Inklusion beinhaltet laut Definition alle Maßnahmen, die eine einbeziehende Unternehmens- und Organisationskultur fördern sollen. Dabei wolle man die Einbeziehung von Personen und die Zusammenarbeit innerhalb von Gruppen sicherstellen, schreibt das Gabler Wirtschaftslexikon. Der Begriff sei eng verbunden mit Diversity, also mit dem Versuch, Vielfalt zu erkennen und zu fördern, Benachteiligung zu verringern und Chancengleichheit zu erreichen. Doch wie lässt sich Diversity Management als ganzheitliches Managementkonzept etablieren? Wie organisiert man Personalprozesse und Strukturen so, dass alle in ihrer Unterschiedlichkeit Wertschätzung erfahren und ihr Potenzial voll einbringen können?

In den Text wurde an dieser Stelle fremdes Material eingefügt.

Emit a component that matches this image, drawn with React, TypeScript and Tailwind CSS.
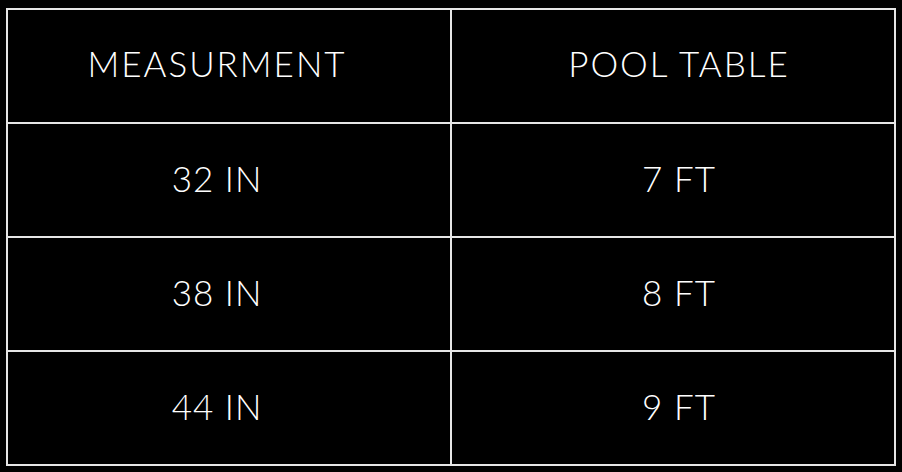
const rows = [
  ['32 IN', '7 FT'],
  ['38 IN', '8 FT'],
  ['44 IN', '9 FT'],
];

export default function App() {
  return (
    <div className="w-[902px] h-[472px] bg-black pl-[6px] pt-[8px] font-['Lato',sans-serif] font-light text-white">
      <table className="w-[890px] h-[457px] border-collapse border-2 border-[#e6e6e6] table-fixed">
        <thead>
          <tr className="h-[114px]">
            <th className="w-[444px] border-2 border-[#e6e6e6] pr-[24px] pb-[6px] text-[35px] font-light tracking-[2px]">MEASURMENT</th>
            <th className="border-2 border-[#e6e6e6] pl-[12px] pb-[6px] text-[35px] font-light tracking-[2px]">POOL TABLE</th>
          </tr>
        </thead>
        <tbody>
          {rows.map(([a, b]) => (
            <tr key={a} className="h-[114px]">
              <td className="border-2 border-[#e6e6e6] pr-[24px] pb-[4px] text-center text-[35px] tracking-[1px]">{a}</td>
              <td className="border-2 border-[#e6e6e6] pl-[12px] pb-[4px] text-center text-[35px] tracking-[1px]">{b}</td>
            </tr>
          ))}
        </tbody>
      </table>
    </div>
  );
}
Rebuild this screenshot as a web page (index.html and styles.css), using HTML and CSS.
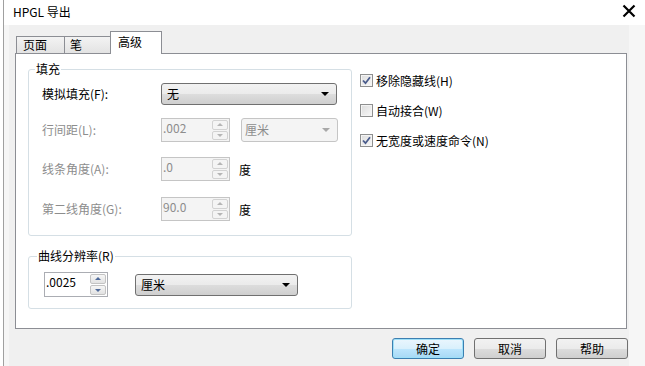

Immer mehr Ältere im Arbeitsleben
Nach dem streng methodischen Ansatz unterscheiden sich die Beschäftigtengruppen im Hinblick auf die sogenannten Vielfaltsdimensionen: Alter, ethnische Herkunft und Nationalität, Geschlecht und geschlechtliche Identität, körperliche und geistige Fähigkeiten, Religion und Weltanschauung, sexuelle Orientierung und soziale Herkunft. Der für die Praxis derzeit maßgeblichste Aspekt ist das Alter: Denn die Erwerbsbeteiligung der 60- bis 64-Jährigen nimmt so stark zu wie in keiner anderen Altersgruppe. Im Jahr 2022 lag sie laut Statistischem Bundesamt bei 63,3 Prozent. 3,8 Millionen Beschäftigte waren in dieser Altersgruppe, hinzu kommen noch einmal 1,5 Millionen, die 65 Jahre oder älter sind.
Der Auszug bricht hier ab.